TinyML for Edge IoT: What Works, What Doesn’t, and Why

Over the past year, we’ve been seeing the same type of embedded project come up more often. The requests clients bring to us sound like this:

“We need a camera that counts insects without sending video anywhere.”

“We need a sensor on the motor that warns us when vibration patterns change.”

“We need to detect abnormal sounds in machinery, even when connectivity’s unreliable.”

Different industries, different devices. But all these requests ask for one same thing: running ML models directly on tiny, resource-limited hardware.

That’s what tinyML for edge IoT is all about.

In this article, we dig into why the TinyML approach is becoming more common, and what it takes to build TinyML systems in production.

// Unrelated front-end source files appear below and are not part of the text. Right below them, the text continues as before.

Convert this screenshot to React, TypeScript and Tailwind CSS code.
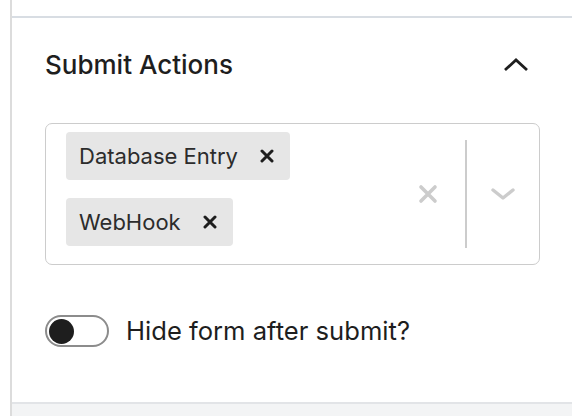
import React from "react"

const font = { fontFamily: "Inter, 'Noto Sans', sans-serif" }

function Tag({ label }: { label: string }) {
  return (
    <div className="flex h-[48px] items-center gap-[22px] rounded-[4px] bg-[#e6e6e6] pl-[13px] pr-[16px]">
      <span className="text-[22px] leading-none text-[#2c2c2c]">{label}</span>
      <svg width="14" height="14" viewBox="0 0 14 14" className="shrink-0">
        <path d="M2 2 L12 12 M12 2 L2 12" stroke="#1e1e1e" strokeWidth="3" strokeLinecap="round" />
      </svg>
    </div>
  )
}

export default function App() {
  return (
    <div className="flex h-[416px] w-[572px] overflow-hidden bg-white" style={font}>
      <div className="w-[10px] shrink-0" />
      <div className="flex flex-1 flex-col border-l-2 border-[#dcdcdc]">
        <div className="h-[18px] shrink-0 border-b-2 border-[#d8dde3]" />

        <div className="flex flex-1 flex-col pl-[33px] pr-[32px]">
          <div className="mt-[31px] flex h-[32px] items-center justify-between">
            <h2 className="text-[26px] font-medium leading-none text-[#1e1e1e]">Submit Actions</h2>
            <svg width="26" height="14" viewBox="0 0 26 14" className="mr-[11px]">
              <path d="M2 12 L13 2 L24 12" fill="none" stroke="#1e1e1e" strokeWidth="2.8" />
            </svg>
          </div>

          <div className="mt-[42px] flex h-[142px] rounded-[7px] border border-[#cccccc]">
            <div className="flex flex-1 flex-col items-start gap-[18px] pl-[20px] pt-[8px]">
              <Tag label="Database Entry" />
              <Tag label="WebHook" />
            </div>
            <div className="flex items-center">
              <div className="flex w-[74px] justify-center">
                <svg width="20" height="20" viewBox="0 0 20 20">
                  <path d="M3 3 L17 17 M17 3 L3 17" stroke="#cccccc" strokeWidth="3.6" strokeLinecap="round" />
                </svg>
              </div>
              <div className="h-[108px] w-[2px] bg-[#cccccc]" />
              <div className="flex w-[72px] justify-center">
                <svg width="26" height="14" viewBox="0 0 26 14">
                  <path d="M3 3 L13 11 L23 3" fill="none" stroke="#cccccc" strokeWidth="3.4" strokeLinecap="round" strokeLinejoin="round" />
                </svg>
              </div>
            </div>
          </div>

          <div className="mt-[50px] flex items-center gap-[17px]">
            <div className="flex h-[32px] w-[64px] items-center rounded-full border-2 border-[#8c8c8c] px-[2px]">
              <div className="h-[25px] w-[25px] rounded-full bg-[#1e1e1e]" />
            </div>
            <span className="text-[25.6px] leading-none text-[#1e1e1e]">Hide form after submit?</span>
          </div>
        </div>

        <div className="h-[14px] shrink-0 border-t-2 border-[#e2e4e7] bg-[#f3f4f5]" />
      </div>
    </div>
  )
}
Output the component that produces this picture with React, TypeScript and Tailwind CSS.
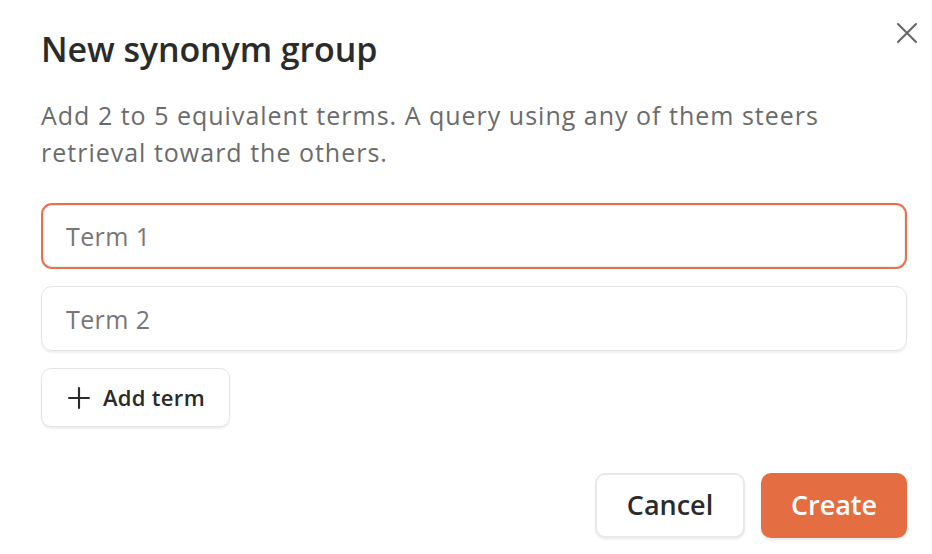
import { Plus, X } from "lucide-react";

const font = { fontFamily: '"Open Sans", "Noto Sans", sans-serif' };

export default function App() {
  return (
    <div
      className="relative w-[932px] h-[554px] bg-white pl-[41px] pr-[25px] pt-[26px] text-[#2b2b2b]"
      style={font}
    >
      <button className="absolute top-[15px] left-[889px] text-[#666]">
        <X className="h-[36px] w-[36px]" strokeWidth={1.4} />
      </button>

      <h2 className="text-[34px] leading-[46px] font-semibold tracking-[-0.1px]">New synonym group</h2>

      <p className="mt-[25px] text-[25px] leading-[37px] tracking-[1px] text-[#6b6b6b]">
        Add 2 to 5 equivalent terms. A query using any of them steers retrieval toward the others.
      </p>

      <div className="mt-[32px] flex flex-col gap-[17px]">
        <input
          placeholder="Term 1"
          className="h-[66px] w-full rounded-[11px] border-2 border-[#e8704a] px-[23px] text-[25px] tracking-[0.4px] text-[#2b2b2b] placeholder:text-[#777] outline-none shadow-[inset_0_0_0_1px_#eeeeee]"
        />
        <input
          placeholder="Term 2"
          className="h-[65px] w-full rounded-[11px] border border-[#e4e4e4] px-[24px] text-[25px] tracking-[0.4px] text-[#2b2b2b] placeholder:text-[#777] outline-none shadow-[0_2px_2px_rgba(0,0,0,0.06)]"
        />
      </div>

      <button className="mt-[17px] flex h-[59px] w-[189px] items-center gap-[7px] rounded-[10px] border border-[#e4e4e4] pl-[20px] text-[22px] tracking-[0.3px] font-semibold shadow-[0_2px_2px_rgba(0,0,0,0.07)]">
        <Plus className="h-[34px] w-[34px]" strokeWidth={1.5} />
        Add term
      </button>

      <div className="mt-[46px] flex justify-end gap-[16px]">
        <button className="h-[65px] w-[150px] rounded-[10px] border-2 border-[#e8e8e8] bg-white text-[27px] font-semibold text-[#2b2b2b] shadow-[0_2px_2px_rgba(0,0,0,0.06)]">
          Cancel
        </button>
        <button className="h-[65px] w-[146px] rounded-[10px] bg-[#e56d42] text-[27px] font-semibold text-white shadow-[0_2px_3px_rgba(0,0,0,0.1)]">
          Create
        </button>
      </div>
    </div>
  );
}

TL;DR: TinyML as ultra-low power AI

TinyML is a subset of Edge AI. It’s about running machine learning models on microcontrollers and other low-power devices.
Where TinyML is most useful: real-time IoT decisions, industrial sensing, smart home, healthcare, remote setups.
TinyML helps teams reduce latency, work offline, save energy, and rely less on the cloud.
TinyML becomes more common thanks to better hardware (MCUs with ML accelerators) and lightweight ML frameworks (TFLM, Edge Impulse).
Key constraints include memory limits, power budgets, need for high-quality real-world data, hardware-specific tooling.
Teams need to optimize models, choose ML-ready hardware and “battle-tested” tooling, and collect data from the real environment.

Edge AI, tinyML, and the efficiency it brings

Edge AI/ML is about running machine learning models directly on devices (cameras, sensors, or machines) instead of sending raw data to the cloud. TinyML sits within this space. It’s when you run ML models on resource-limited hardware, like microcontrollers (MCUs) and low-power IoT sensors.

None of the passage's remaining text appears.